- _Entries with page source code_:

##########

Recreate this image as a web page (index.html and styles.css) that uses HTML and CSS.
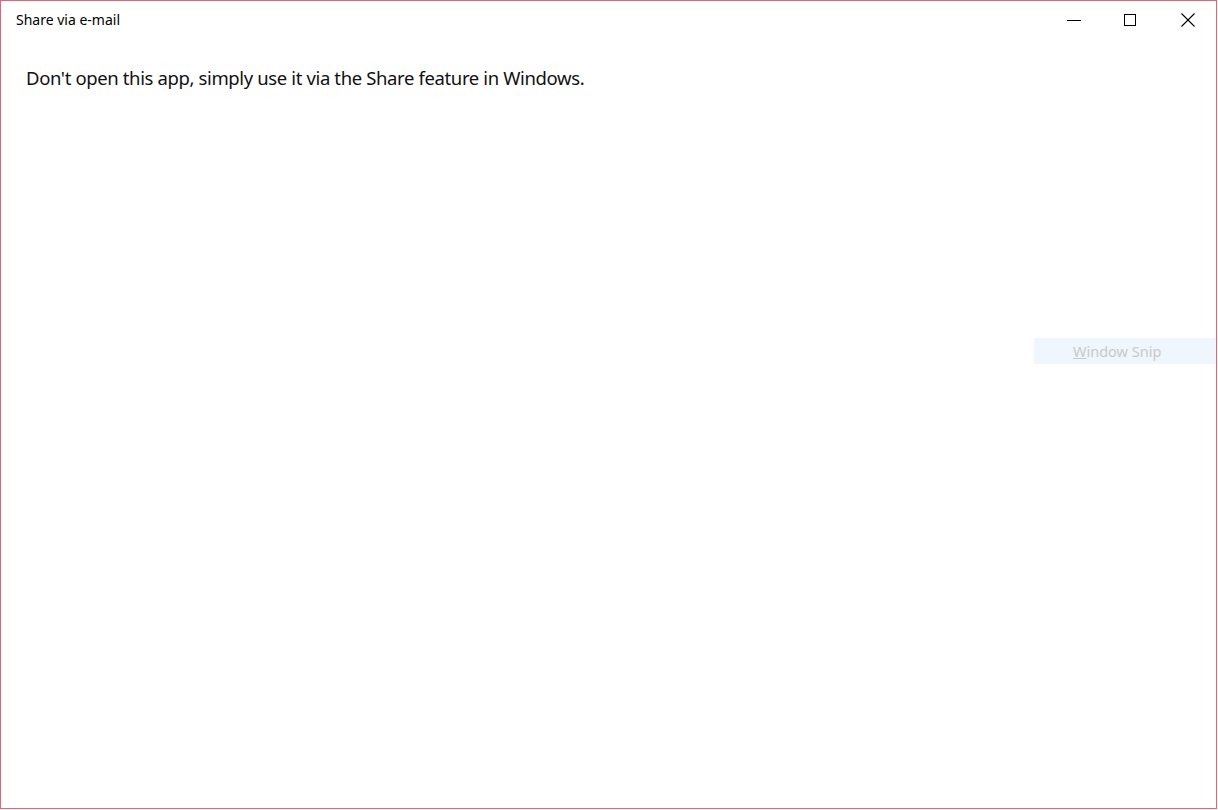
FILE: index.html
```html
<!DOCTYPE html>
<html lang="en">
<head>
<meta charset="utf-8">
<title>Share via e-mail</title>
<link rel="stylesheet" href="styles.css">
</head>
<body>
<div class="window">
  <header class="titlebar">
    <div class="title">Share via e-mail</div>
    <div class="controls">
      <div class="ctl">
        <svg width="14" height="14" viewBox="0 0 14 14"><path d="M0 7.5H14" stroke="#000" stroke-width="1"/></svg>
      </div>
      <div class="ctl">
        <svg width="14" height="14" viewBox="0 0 14 14"><rect x="0.5" y="1.5" width="11" height="11" fill="none" stroke="#000" stroke-width="1"/></svg>
      </div>
      <div class="ctl">
        <svg width="14" height="14" viewBox="0 0 14 14"><path d="M0.5 0.5L13.5 13.5M13.5 0.5L0.5 13.5" stroke="#000" stroke-width="1.1"/></svg>
      </div>
    </div>
  </header>
  <main class="content">
    <p class="message">Don't open this app, simply use it via the Share feature in Windows.</p>
  </main>
  <div class="snip"><span class="u">W</span>indow Snip</div>
</div>
</body>
</html>
```
FILE: styles.css
```css
html, body {
  margin: 0;
  padding: 0;
  background: #fff;
}
.window {
  position: relative;
  width: 1217px;
  height: 809px;
  box-sizing: border-box;
  border: 1px solid #f2606f;
  background: #fff;
  font-family: "Noto Sans", "Open Sans", sans-serif;
  color: #000;
  display: flex;
  flex-direction: column;
}
.titlebar {
  display: flex;
  align-items: flex-start;
  height: 38px;
}
.title {
  flex: 1;
  padding-left: 15px;
  padding-top: 9px;
  font-size: 14px;
  letter-spacing: 0;
  line-height: 20px;
  color: #000;
}
.controls {
  display: flex;
}
.ctl {
  width: 57px;
  height: 38px;
  display: flex;
  align-items: center;
  justify-content: center;
  padding-bottom: 1px;
  box-sizing: border-box;
}
.content {
  flex: 1;
  padding: 0 25px;
}
.message {
  margin: 26px 0 0 0;
  font-size: 18.5px;
  letter-spacing: -0.37px;
  line-height: 26px;
  color: #111;
}
.snip {
  position: absolute;
  left: 1033px;
  top: 337px;
  width: 182px;
  height: 26px;
  background: #eff6fd;
  color: #c9c9c9;
  font-size: 14.5px;
  line-height: 26px;
  padding-left: 39px;
  box-sizing: border-box;
}
.u {
  text-decoration: underline;
}
```
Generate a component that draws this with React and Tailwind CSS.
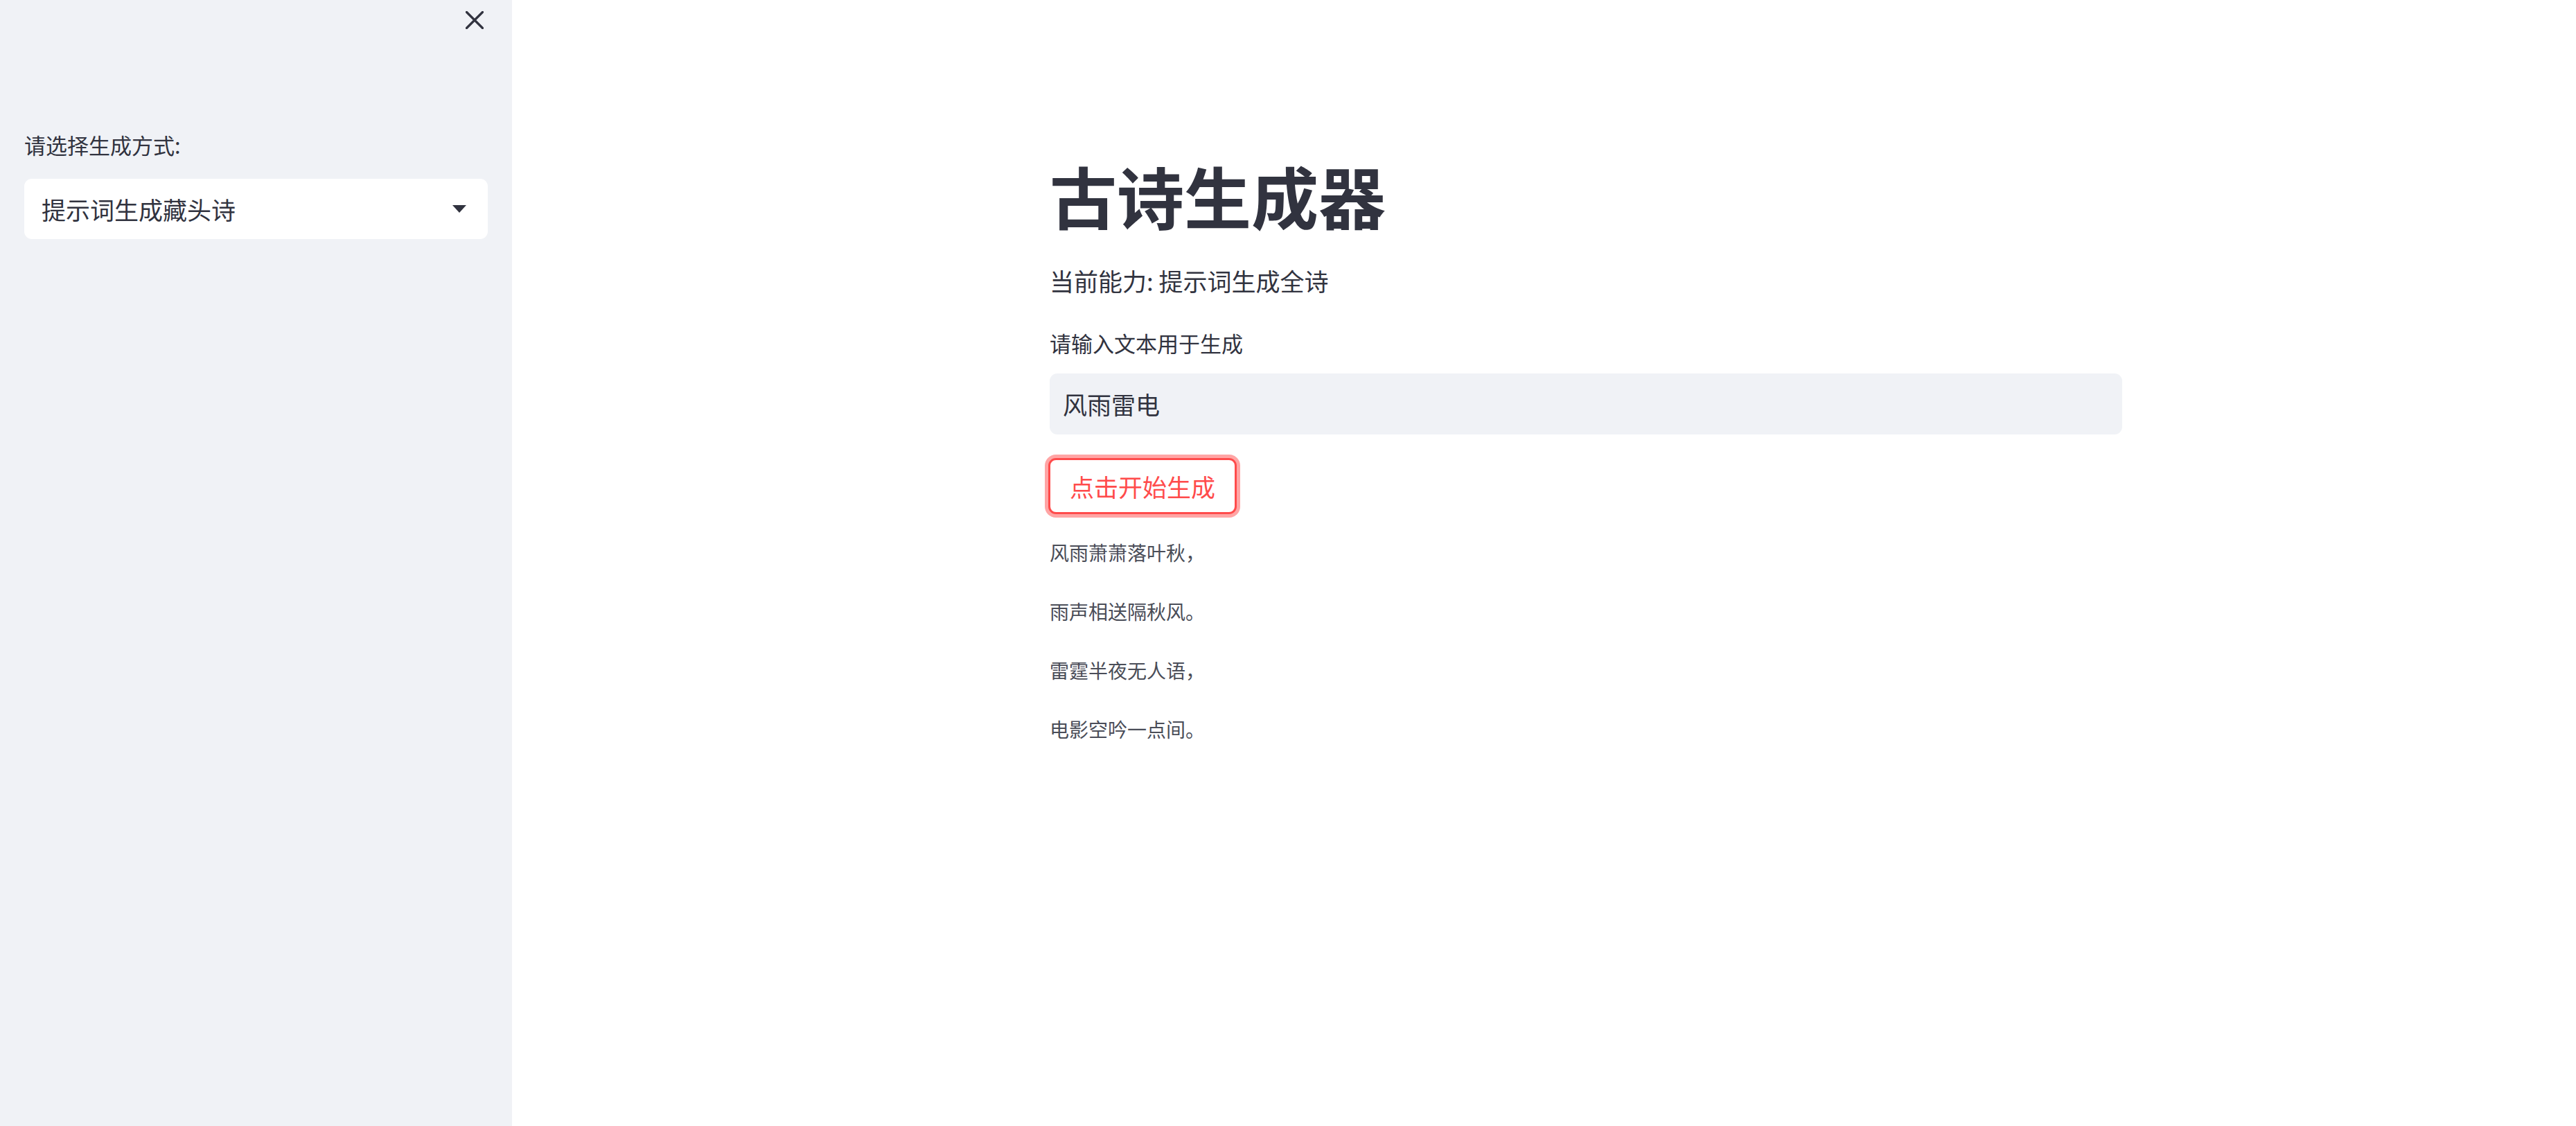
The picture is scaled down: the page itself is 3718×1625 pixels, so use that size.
import React from "react";

const sans = { fontFamily: '"Noto Sans CJK SC", "Noto Sans", sans-serif' };

function CloseIcon() {
    return (
        <svg width="26" height="26" viewBox="0 0 26 26" fill="none">
            <path d="M1.5 1.5 24.5 24.5M24.5 1.5 1.5 24.5" stroke="#31333f" strokeWidth="3.2" strokeLinecap="round" />
        </svg>
    );
}

function Sidebar() {
    return (
        <aside className="w-[739px] shrink-0 bg-[#f0f2f6] min-h-[1625px] px-[35px]">
            <div className="flex justify-end pt-[16px] pr-[6px]">
                <CloseIcon />
            </div>
            <p className="mt-[145px] text-[31px] leading-[44px] text-[#31333f]">
                请选择生成方式:
            </p>
            <div className="mt-[27px] h-[87px] bg-white rounded-[11px] flex items-center justify-between pl-[25px] pr-[31px]">
                <span className="text-[35px] leading-[50px] text-[#31333f]">提示词生成藏头诗</span>
                <svg width="20" height="11" viewBox="0 0 20 11">
                    <path d="M0 0h20L10 11z" fill="#31333f" />
                </svg>
            </div>
        </aside>
    );
}

export default function App() {
    const poem = ["风雨萧萧落叶秋，", "雨声相送隔秋风。", "雷霆半夜无人语，", "电影空吟一点间。"];

    return (
        <div className="w-[3718px] h-[1625px] flex bg-white overflow-hidden" style={sans}>
            <Sidebar />
            <main className="flex-1 pl-[776px] pt-[223px]">
                <div className="w-[1548px]">
                    <h1 className="text-[97px] leading-[116px] font-bold text-[#31333f]">古诗生成器</h1>
                    <p className="mt-[40px] text-[35px] leading-[52px] text-[#31333f]">
                        当前能力: 提示词生成全诗
                    </p>
                    <p className="mt-[42px] text-[31px] leading-[44px] text-[#31333f]">请输入文本用于生成</p>
                    <div className="mt-[22px] h-[88px] bg-[#f0f2f6] rounded-[11px] flex items-center pl-[19px]">
                        <span className="text-[35px] leading-[50px] text-[#31333f]">风雨雷电</span>
                    </div>
                    <button className="mt-[34px] -ml-[2px] w-[272px] h-[81px] bg-white border-[3px] border-[#ff4b4b] rounded-[11px] ring-[5px] ring-[#ff4b4b]/50 text-[35px] leading-[50px] text-[#ff4b4b] flex items-center justify-center">
                        点击开始生成
                    </button>
                    <div className="mt-[38px] flex flex-col gap-[45px]">
                        {poem.map((line) => (
                            <p
                                key={line}
                                className="text-[28px] leading-[40px] text-[#4a4d58]"
                                style={{ fontFamily: '"Liberation Serif", "Noto Sans CJK SC", serif' }}
                            >
                                {line}
                            </p>
                        ))}
                    </div>
                </div>
            </main>
        </div>
    );
}
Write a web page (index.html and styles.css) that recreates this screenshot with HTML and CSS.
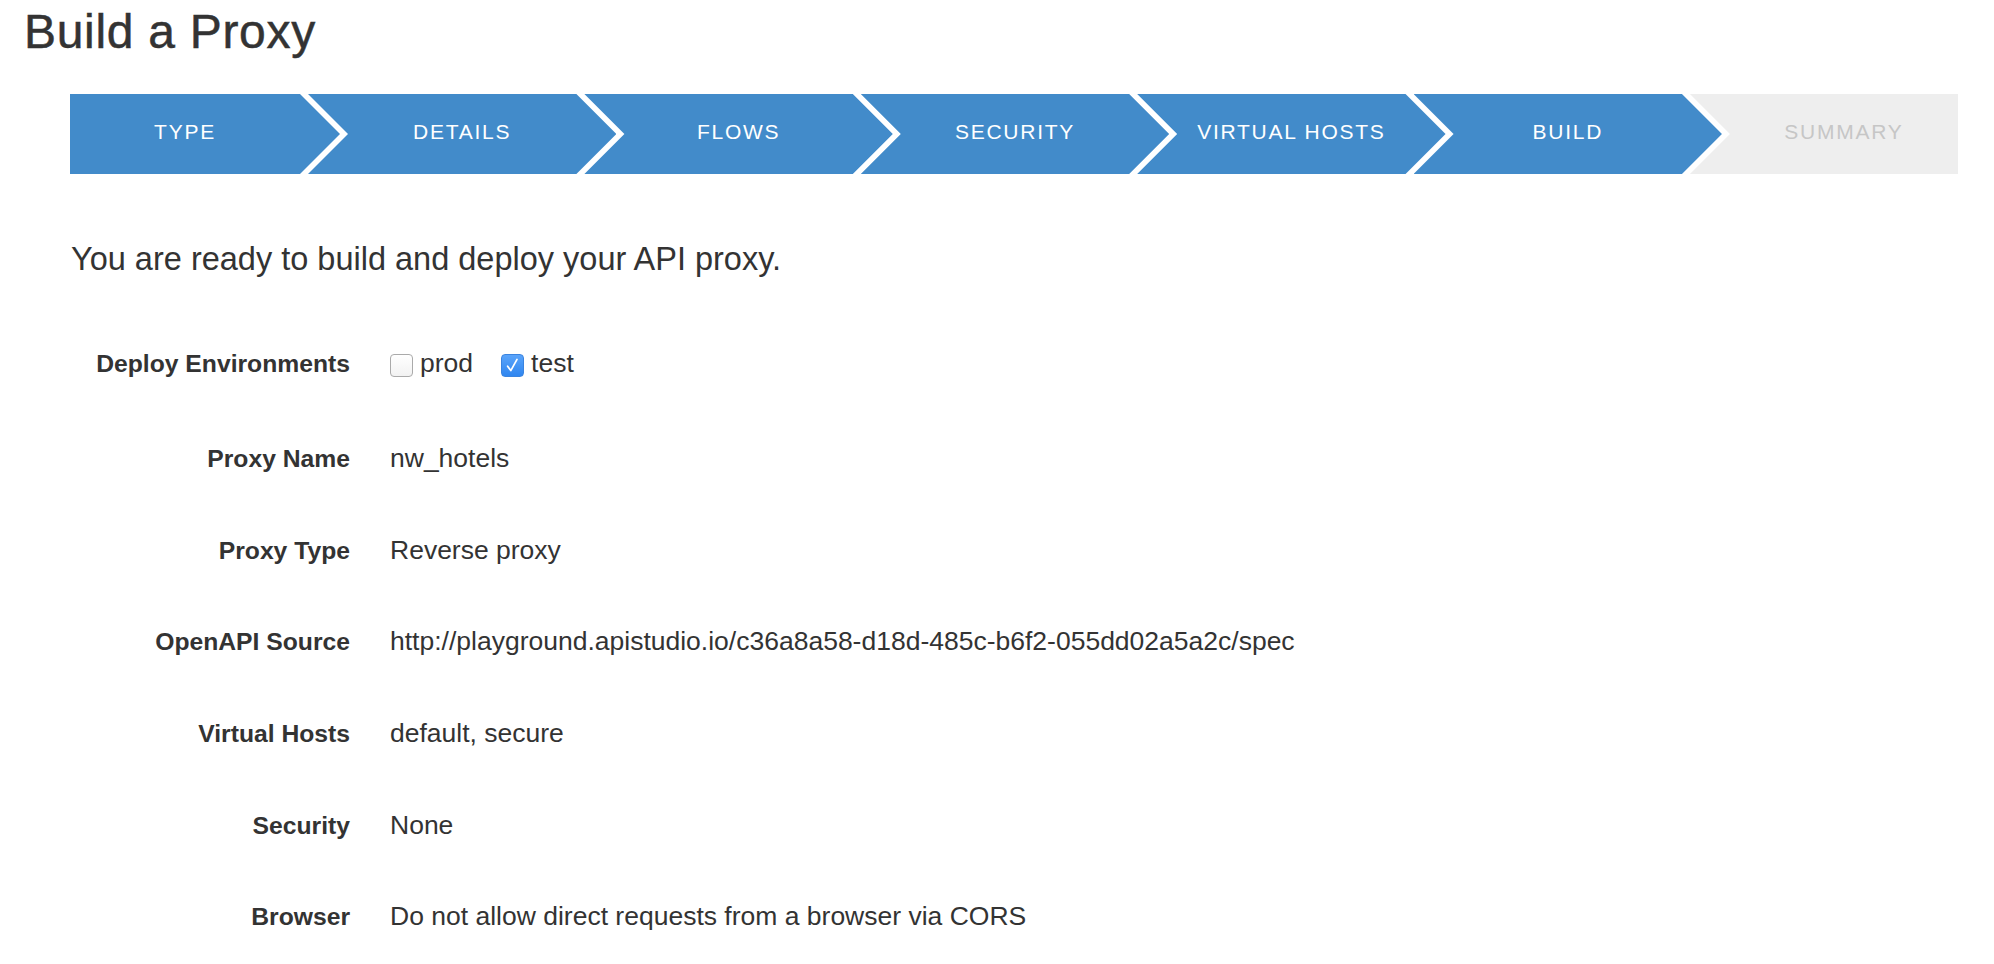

##########

- _What is expected_:
Retype the records exactly. Any image in them should not appear in what you write.

- _Exercise answer_:
Recreate this image as a web page (index.html and styles.css) that uses HTML and CSS.
FILE: index.html
```html
<!DOCTYPE html>
<html lang="en">
<head>
<meta charset="utf-8">
<title>Share via e-mail</title>
<link rel="stylesheet" href="styles.css">
</head>
<body>
<div class="window">
  <header class="titlebar">
    <div class="title">Share via e-mail</div>
    <div class="controls">
      <div class="ctl">
        <svg width="14" height="14" viewBox="0 0 14 14"><path d="M0 7.5H14" stroke="#000" stroke-width="1"/></svg>
      </div>
      <div class="ctl">
        <svg width="14" height="14" viewBox="0 0 14 14"><rect x="0.5" y="1.5" width="11" height="11" fill="none" stroke="#000" stroke-width="1"/></svg>
      </div>
      <div class="ctl">
        <svg width="14" height="14" viewBox="0 0 14 14"><path d="M0.5 0.5L13.5 13.5M13.5 0.5L0.5 13.5" stroke="#000" stroke-width="1.1"/></svg>
      </div>
    </div>
  </header>
  <main class="content">
    <p class="message">Don't open this app, simply use it via the Share feature in Windows.</p>
  </main>
  <div class="snip"><span class="u">W</span>indow Snip</div>
</div>
</body>
</html>
```
FILE: styles.css
```css
html, body {
  margin: 0;
  padding: 0;
  background: #fff;
}
.window {
  position: relative;
  width: 1217px;
  height: 809px;
  box-sizing: border-box;
  border: 1px solid #f2606f;
  background: #fff;
  font-family: "Noto Sans", "Open Sans", sans-serif;
  color: #000;
  display: flex;
  flex-direction: column;
}
.titlebar {
  display: flex;
  align-items: flex-start;
  height: 38px;
}
.title {
  flex: 1;
  padding-left: 15px;
  padding-top: 9px;
  font-size: 14px;
  letter-spacing: 0;
  line-height: 20px;
  color: #000;
}
.controls {
  display: flex;
}
.ctl {
  width: 57px;
  height: 38px;
  display: flex;
  align-items: center;
  justify-content: center;
  padding-bottom: 1px;
  box-sizing: border-box;
}
.content {
  flex: 1;
  padding: 0 25px;
}
.message {
  margin: 26px 0 0 0;
  font-size: 18.5px;
  letter-spacing: -0.37px;
  line-height: 26px;
  color: #111;
}
.snip {
  position: absolute;
  left: 1033px;
  top: 337px;
  width: 182px;
  height: 26px;
  background: #eff6fd;
  color: #c9c9c9;
  font-size: 14.5px;
  line-height: 26px;
  padding-left: 39px;
  box-sizing: border-box;
}
.u {
  text-decoration: underline;
}
```
Generate a component that draws this with React and Tailwind CSS.
The picture is scaled down: the page itself is 3718×1625 pixels, so use that size.
import React from "react";

const sans = { fontFamily: '"Noto Sans CJK SC", "Noto Sans", sans-serif' };

function CloseIcon() {
    return (
        <svg width="26" height="26" viewBox="0 0 26 26" fill="none">
            <path d="M1.5 1.5 24.5 24.5M24.5 1.5 1.5 24.5" stroke="#31333f" strokeWidth="3.2" strokeLinecap="round" />
        </svg>
    );
}

function Sidebar() {
    return (
        <aside className="w-[739px] shrink-0 bg-[#f0f2f6] min-h-[1625px] px-[35px]">
            <div className="flex justify-end pt-[16px] pr-[6px]">
                <CloseIcon />
            </div>
            <p className="mt-[145px] text-[31px] leading-[44px] text-[#31333f]">
                请选择生成方式:
            </p>
            <div className="mt-[27px] h-[87px] bg-white rounded-[11px] flex items-center justify-between pl-[25px] pr-[31px]">
                <span className="text-[35px] leading-[50px] text-[#31333f]">提示词生成藏头诗</span>
                <svg width="20" height="11" viewBox="0 0 20 11">
                    <path d="M0 0h20L10 11z" fill="#31333f" />
                </svg>
            </div>
        </aside>
    );
}

export default function App() {
    const poem = ["风雨萧萧落叶秋，", "雨声相送隔秋风。", "雷霆半夜无人语，", "电影空吟一点间。"];

    return (
        <div className="w-[3718px] h-[1625px] flex bg-white overflow-hidden" style={sans}>
            <Sidebar />
            <main className="flex-1 pl-[776px] pt-[223px]">
                <div className="w-[1548px]">
                    <h1 className="text-[97px] leading-[116px] font-bold text-[#31333f]">古诗生成器</h1>
                    <p className="mt-[40px] text-[35px] leading-[52px] text-[#31333f]">
                        当前能力: 提示词生成全诗
                    </p>
                    <p className="mt-[42px] text-[31px] leading-[44px] text-[#31333f]">请输入文本用于生成</p>
                    <div className="mt-[22px] h-[88px] bg-[#f0f2f6] rounded-[11px] flex items-center pl-[19px]">
                        <span className="text-[35px] leading-[50px] text-[#31333f]">风雨雷电</span>
                    </div>
                    <button className="mt-[34px] -ml-[2px] w-[272px] h-[81px] bg-white border-[3px] border-[#ff4b4b] rounded-[11px] ring-[5px] ring-[#ff4b4b]/50 text-[35px] leading-[50px] text-[#ff4b4b] flex items-center justify-center">
                        点击开始生成
                    </button>
                    <div className="mt-[38px] flex flex-col gap-[45px]">
                        {poem.map((line) => (
                            <p
                                key={line}
                                className="text-[28px] leading-[40px] text-[#4a4d58]"
                                style={{ fontFamily: '"Liberation Serif", "Noto Sans CJK SC", serif' }}
                            >
                                {line}
                            </p>
                        ))}
                    </div>
                </div>
            </main>
        </div>
    );
}
Write a web page (index.html and styles.css) that recreates this screenshot with HTML and CSS.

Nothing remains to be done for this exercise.